Greece debt crisis: government ‘hatched plot’ for drachma return

27 Ιουλ 2015

Greece’s commitment to the euro came under fresh scrutiny yesterday when it emerged that senior government ministers had secretly planned a return to the drachma.


   The disclosure that members of Alexis Tsipras’s cabinet had been plotting to raid central bank reserves - and hack into tax system accounts to create a parallel banking system - underlined the instability in Athens.
   Although Yanis Varoufakis, the former finance minister, and Panagiotis Lafazanis, the former energy minister, have been sacked, the legacy of their plots have pushed Mr Tsipras into a new bout of turmoil.
   The Greek prime minister likes to portray himself as the captain of a team fighting against EU hardliners such as Wolfgang Schauble, the German finance minister, who want to drive Greece out of the euro.

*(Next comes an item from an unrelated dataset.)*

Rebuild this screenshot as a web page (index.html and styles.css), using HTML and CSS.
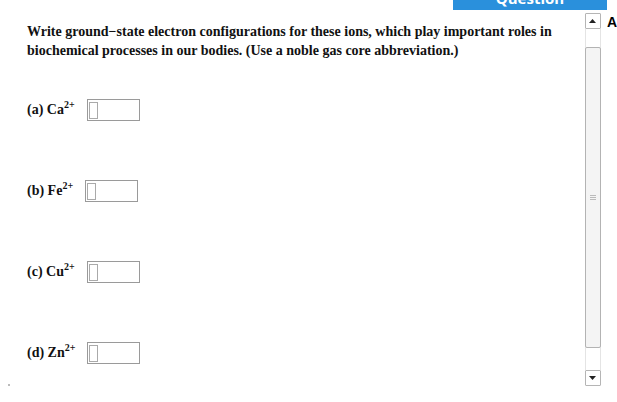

Now it appears that senior figures within his ruling left-wing Syriza party also believed that Greece should prepare to bring back the drachma.
   The revelation illustrates the obstacles facing negotiators from the European Commission, the European Central Bank and the International Monetary Fund, who are due to start talks in Athens on a third Greek bailout package tomorrow (Tuesday).
   Mr Tsipras and other eurozone leaders may have agreed in principle to the deal - an 86 euros billion loan in return for more austerity - but it has been rejected as unworkable by Mr Schauble and as unfair by many in Syriza.
   Mr Lafazanis gave weight to speculation that the government had a covert plan to go back to the drachma if the talks collapsed when he said that he had proposed a raid on the reserves of the Bank of Greece that would enable pensions and public sector wages to be paid if Greece was pushed out of the euro.
   “The main reason for that was for the Greek economy and Greek people to survive, which is the utmost duty every government has under the constitution,” he said, while denying a reports that he had been prepared to arrest the bank’s governor if he opposed the raid. Mr Lafanazis told his fellow plotters that the Greek mint held about euros 22 billion. Critics said that was wrong and his plan was unrealistic.
   The cloak-and-dagger mood of Greek politics was compounded by a report that Mr Varoufakis had been asked by Mr Tsipras to study the creation of a parallel banking system that would have enabled Greece to switch to the drachma overnight, it said.